## PROVIDED MATERIAL
==============================

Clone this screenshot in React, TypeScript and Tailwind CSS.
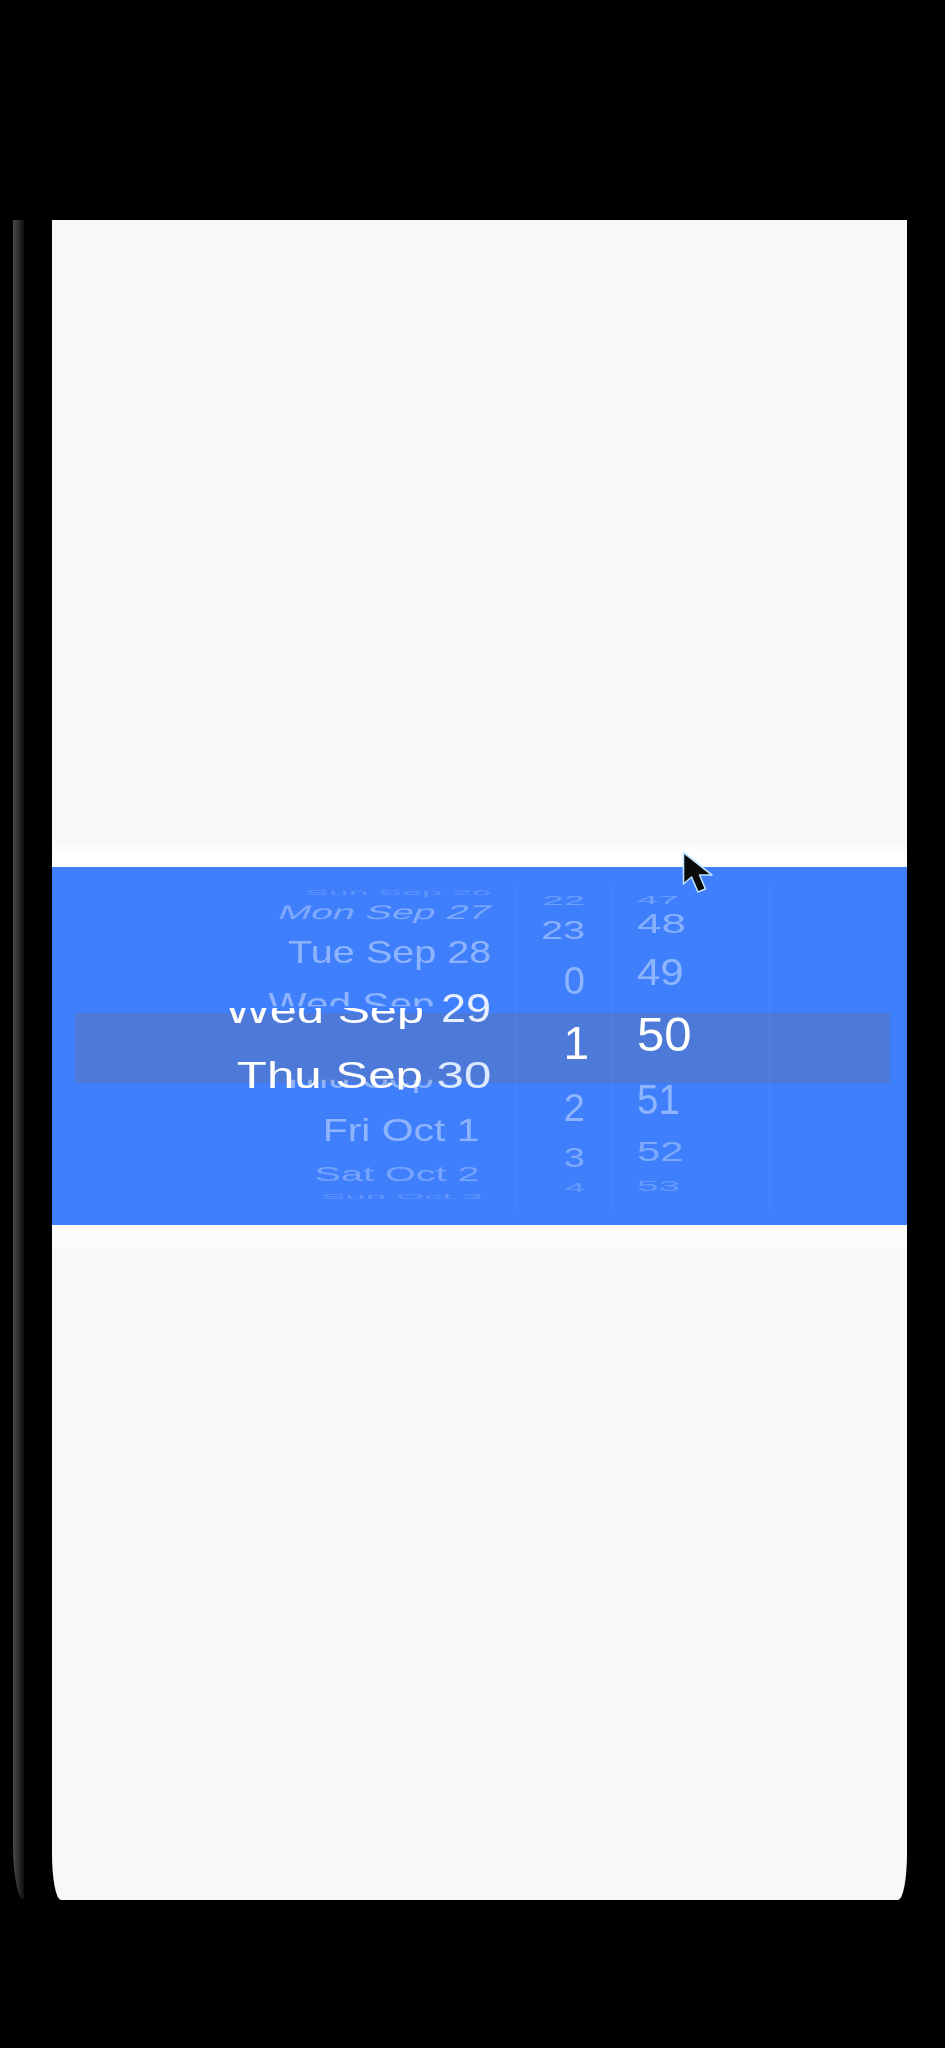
const dates = [
  { label: "Sun Sep 26", h: "h-[15px]", text: "scale-x-[1.08] scale-y-[0.2] opacity-20", mr: "mr-[0px]" },
  { label: "Mon Sep 27", h: "h-[25px]", text: "scale-x-[1.19] scale-y-[0.6] -skew-x-12 opacity-40", mr: "mr-[0px]" },
  { label: "Tue Sep 28", h: "h-[55px]", text: "scale-x-[1.2] scale-y-[0.95] opacity-50", mr: "mr-[0px]" },
];

const datesBelow = [
  { label: "Fri Oct 1", h: "h-[60px]", text: "scale-x-[1.24] scale-y-[0.95] opacity-50", mr: "mr-[11px]" },
  { label: "Sat Oct 2", h: "h-[28px]", text: "scale-x-[1.2] scale-y-[0.6] opacity-35", mr: "mr-[11px]" },
  { label: "Sun Oct 3", h: "h-[17px]", text: "scale-x-[1.1] scale-y-[0.2] opacity-20", mr: "mr-[8px]" },
];

const hours = [
  { label: "22", h: "h-[30px]", text: "text-[38px] scale-y-[0.35] opacity-30" },
  { label: "23", h: "h-[30px]", text: "text-[38px] scale-x-[1.05] scale-y-[0.66] opacity-45" },
  { label: "0", h: "h-[72px]", text: "text-[38px] scale-y-[1] opacity-50" },
  { label: "1", h: "h-[52px]", text: "relative left-[4px] text-[46px] text-white opacity-100" },
  { label: "2", h: "h-[78px]", text: "text-[38px] opacity-50" },
  { label: "3", h: "h-[22px]", text: "text-[38px] scale-y-[0.72] opacity-40" },
  { label: "4", h: "h-[38px]", text: "text-[36px] scale-y-[0.35] opacity-25" },
];

const minutes = [
  { label: "47", h: "h-[22px]", text: "scale-y-[0.28] scale-x-[0.9] opacity-30" },
  { label: "48", h: "h-[26px]", text: "scale-y-[0.66] scale-x-[1.05] opacity-45" },
  { label: "49", h: "h-[70px]", text: "scale-y-[0.9] opacity-50" },
  { label: "50", h: "h-[55px]", text: "text-[49px] text-white opacity-100" },
  { label: "51", h: "h-[75px]", text: "scale-y-[1] scale-x-[0.92] opacity-50" },
  { label: "52", h: "h-[30px]", text: "scale-y-[0.66] opacity-40" },
  { label: "53", h: "h-[38px]", text: "scale-y-[0.33] scale-x-[0.92] opacity-25" },
];

function Cursor() {
  return (
    <svg className="absolute left-[682px] top-[851px] z-20" width="34" height="46" viewBox="0 0 34 46">
      <path
        d="M1.5 1.5 L1.5 33 L9.5 26 L16 41 L23.5 38 L17.5 24 L30 24 Z"
        fill="#0a0a0a"
        stroke="#bfe3ff"
        strokeWidth="1.6"
        strokeLinejoin="round"
      />
    </svg>
  );
}

export default function App() {
  return (
    <div className="relative flex h-[2048px] w-[945px] items-start overflow-hidden bg-black pt-[220px] font-['Liberation_Sans',Arial,sans-serif]">
      {/* bezel reflection on the left edge */}
      <div className="ml-[13px] h-[1680px] w-[11px] rounded-bl-[12px_60px] bg-gradient-to-r from-[#4a4a4a] via-[#2e2e2e] to-[#0c0c0c]" />

      <div className="ml-[28px] flex h-[1680px] w-[855px] flex-col overflow-hidden rounded-b-[9px_46px] bg-[#f8f8f9]">
        <div className="h-[622px]" />
        <div className="h-[25px] bg-gradient-to-b from-[#f8f8f9] via-[#ffffff] to-[#ffffff]" />

        {/* picker */}
        <div className="relative h-[358px] bg-[#3f7ffc] blur-[0.7px]">
          <div className="absolute left-[23px] top-[146px] h-[70px] w-[815px] bg-[#4d7ad8]" />

          <div className="relative flex h-full pt-[18px] text-[#dce9ff]">
            <div className="flex h-[325px] w-[465px] flex-col items-end border-r border-white/5 pr-[25px]">
              {dates.map((d) => (
                <div key={d.label} className={`flex items-center ${d.h} ${d.mr}`}>
                  <span className={`origin-right text-[33px] leading-none whitespace-nowrap ${d.text}`}>{d.label}</span>
                </div>
              ))}

              {/* wed/thu caught mid frame, doubled */}
              <div className="relative h-[55px] w-full">
                <span className="absolute right-0 top-[8px] origin-right scale-x-[1.23] text-[33px] leading-none whitespace-nowrap opacity-50 [clip-path:inset(0_0_45%_0)]">
                  Wed Sep <span className="opacity-0">29</span>
                </span>
                <span className="absolute right-0 top-[13px] origin-right scale-x-[1.35] text-[36px] leading-none whitespace-nowrap text-white [clip-path:inset(42%_0_0_0)]">
                  Wed Sep <span className="opacity-0">29</span>
                </span>
                <span className="absolute right-0 top-[10px] origin-right scale-x-[1.25] scale-y-[1.15] text-[36px] leading-none whitespace-nowrap text-[#e8f0ff]">
                  29
                </span>
              </div>
              <div className="relative h-[65px] w-full">
                <span className="absolute right-0 top-[25px] origin-right scale-x-[1.23] text-[33px] leading-none whitespace-nowrap opacity-50 [clip-path:inset(60%_0_0_0)]">
                  Thu Sep <span className="opacity-0">30</span>
                </span>
                <span className="absolute right-0 top-[22px] origin-right scale-x-[1.33] text-[37px] leading-none whitespace-nowrap text-white [clip-path:inset(0_0_12%_0)]">
                  Thu Sep <span className="text-[#dce9ff]">30</span>
                </span>
              </div>

              {datesBelow.map((d) => (
                <div key={d.label} className={`flex items-center ${d.h} ${d.mr}`}>
                  <span className={`origin-right text-[33px] leading-none whitespace-nowrap ${d.text}`}>{d.label}</span>
                </div>
              ))}
            </div>

            <div className="flex h-[325px] w-[96px] flex-col items-end border-r border-white/5 pr-[27px]">
              {hours.map((h) => (
                <div key={h.label} className={`flex items-center ${h.h}`}>
                  <span className={`origin-right leading-none ${h.text}`}>{h.label}</span>
                </div>
              ))}
            </div>

            <div className="flex h-[325px] w-[157px] flex-col items-start border-r border-white/5 pl-[24px] pt-[4px] text-[42px]">
              {minutes.map((m) => (
                <div key={m.label} className={`flex items-center ${m.h}`}>
                  <span className={`origin-left leading-none ${m.text}`}>{m.label}</span>
                </div>
              ))}
            </div>
          </div>
        </div>

        <div className="h-[30px] bg-gradient-to-b from-[#ffffff] to-[#f8f8f9]" />
        <div className="flex-1" />
      </div>

      <Cursor />
    </div>
  );
}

==============================

## WRITTEN TASK
Each line of the data should be quoted exactly, with pictures left out.

## TASK RESULT
Clone this screenshot in React, TypeScript and Tailwind CSS.
const dates = [
  { label: "Sun Sep 26", h: "h-[15px]", text: "scale-x-[1.08] scale-y-[0.2] opacity-20", mr: "mr-[0px]" },
  { label: "Mon Sep 27", h: "h-[25px]", text: "scale-x-[1.19] scale-y-[0.6] -skew-x-12 opacity-40", mr: "mr-[0px]" },
  { label: "Tue Sep 28", h: "h-[55px]", text: "scale-x-[1.2] scale-y-[0.95] opacity-50", mr: "mr-[0px]" },
];

const datesBelow = [
  { label: "Fri Oct 1", h: "h-[60px]", text: "scale-x-[1.24] scale-y-[0.95] opacity-50", mr: "mr-[11px]" },
  { label: "Sat Oct 2", h: "h-[28px]", text: "scale-x-[1.2] scale-y-[0.6] opacity-35", mr: "mr-[11px]" },
  { label: "Sun Oct 3", h: "h-[17px]", text: "scale-x-[1.1] scale-y-[0.2] opacity-20", mr: "mr-[8px]" },
];

const hours = [
  { label: "22", h: "h-[30px]", text: "text-[38px] scale-y-[0.35] opacity-30" },
  { label: "23", h: "h-[30px]", text: "text-[38px] scale-x-[1.05] scale-y-[0.66] opacity-45" },
  { label: "0", h: "h-[72px]", text: "text-[38px] scale-y-[1] opacity-50" },
  { label: "1", h: "h-[52px]", text: "relative left-[4px] text-[46px] text-white opacity-100" },
  { label: "2", h: "h-[78px]", text: "text-[38px] opacity-50" },
  { label: "3", h: "h-[22px]", text: "text-[38px] scale-y-[0.72] opacity-40" },
  { label: "4", h: "h-[38px]", text: "text-[36px] scale-y-[0.35] opacity-25" },
];

const minutes = [
  { label: "47", h: "h-[22px]", text: "scale-y-[0.28] scale-x-[0.9] opacity-30" },
  { label: "48", h: "h-[26px]", text: "scale-y-[0.66] scale-x-[1.05] opacity-45" },
  { label: "49", h: "h-[70px]", text: "scale-y-[0.9] opacity-50" },
  { label: "50", h: "h-[55px]", text: "text-[49px] text-white opacity-100" },
  { label: "51", h: "h-[75px]", text: "scale-y-[1] scale-x-[0.92] opacity-50" },
  { label: "52", h: "h-[30px]", text: "scale-y-[0.66] opacity-40" },
  { label: "53", h: "h-[38px]", text: "scale-y-[0.33] scale-x-[0.92] opacity-25" },
];

function Cursor() {
  return (
    <svg className="absolute left-[682px] top-[851px] z-20" width="34" height="46" viewBox="0 0 34 46">
      <path
        d="M1.5 1.5 L1.5 33 L9.5 26 L16 41 L23.5 38 L17.5 24 L30 24 Z"
        fill="#0a0a0a"
        stroke="#bfe3ff"
        strokeWidth="1.6"
        strokeLinejoin="round"
      />
    </svg>
  );
}

export default function App() {
  return (
    <div className="relative flex h-[2048px] w-[945px] items-start overflow-hidden bg-black pt-[220px] font-['Liberation_Sans',Arial,sans-serif]">
      {/* bezel reflection on the left edge */}
      <div className="ml-[13px] h-[1680px] w-[11px] rounded-bl-[12px_60px] bg-gradient-to-r from-[#4a4a4a] via-[#2e2e2e] to-[#0c0c0c]" />

      <div className="ml-[28px] flex h-[1680px] w-[855px] flex-col overflow-hidden rounded-b-[9px_46px] bg-[#f8f8f9]">
        <div className="h-[622px]" />
        <div className="h-[25px] bg-gradient-to-b from-[#f8f8f9] via-[#ffffff] to-[#ffffff]" />

        {/* picker */}
        <div className="relative h-[358px] bg-[#3f7ffc] blur-[0.7px]">
          <div className="absolute left-[23px] top-[146px] h-[70px] w-[815px] bg-[#4d7ad8]" />

          <div className="relative flex h-full pt-[18px] text-[#dce9ff]">
            <div className="flex h-[325px] w-[465px] flex-col items-end border-r border-white/5 pr-[25px]">
              {dates.map((d) => (
                <div key={d.label} className={`flex items-center ${d.h} ${d.mr}`}>
                  <span className={`origin-right text-[33px] leading-none whitespace-nowrap ${d.text}`}>{d.label}</span>
                </div>
              ))}

              {/* wed/thu caught mid frame, doubled */}
              <div className="relative h-[55px] w-full">
                <span className="absolute right-0 top-[8px] origin-right scale-x-[1.23] text-[33px] leading-none whitespace-nowrap opacity-50 [clip-path:inset(0_0_45%_0)]">
                  Wed Sep <span className="opacity-0">29</span>
                </span>
                <span className="absolute right-0 top-[13px] origin-right scale-x-[1.35] text-[36px] leading-none whitespace-nowrap text-white [clip-path:inset(42%_0_0_0)]">
                  Wed Sep <span className="opacity-0">29</span>
                </span>
                <span className="absolute right-0 top-[10px] origin-right scale-x-[1.25] scale-y-[1.15] text-[36px] leading-none whitespace-nowrap text-[#e8f0ff]">
                  29
                </span>
              </div>
              <div className="relative h-[65px] w-full">
                <span className="absolute right-0 top-[25px] origin-right scale-x-[1.23] text-[33px] leading-none whitespace-nowrap opacity-50 [clip-path:inset(60%_0_0_0)]">
                  Thu Sep <span className="opacity-0">30</span>
                </span>
                <span className="absolute right-0 top-[22px] origin-right scale-x-[1.33] text-[37px] leading-none whitespace-nowrap text-white [clip-path:inset(0_0_12%_0)]">
                  Thu Sep <span className="text-[#dce9ff]">30</span>
                </span>
              </div>

              {datesBelow.map((d) => (
                <div key={d.label} className={`flex items-center ${d.h} ${d.mr}`}>
                  <span className={`origin-right text-[33px] leading-none whitespace-nowrap ${d.text}`}>{d.label}</span>
                </div>
              ))}
            </div>

            <div className="flex h-[325px] w-[96px] flex-col items-end border-r border-white/5 pr-[27px]">
              {hours.map((h) => (
                <div key={h.label} className={`flex items-center ${h.h}`}>
                  <span className={`origin-right leading-none ${h.text}`}>{h.label}</span>
                </div>
              ))}
            </div>

            <div className="flex h-[325px] w-[157px] flex-col items-start border-r border-white/5 pl-[24px] pt-[4px] text-[42px]">
              {minutes.map((m) => (
                <div key={m.label} className={`flex items-center ${m.h}`}>
                  <span className={`origin-left leading-none ${m.text}`}>{m.label}</span>
                </div>
              ))}
            </div>
          </div>
        </div>

        <div className="h-[30px] bg-gradient-to-b from-[#ffffff] to-[#f8f8f9]" />
        <div className="flex-1" />
      </div>

      <Cursor />
    </div>
  );
}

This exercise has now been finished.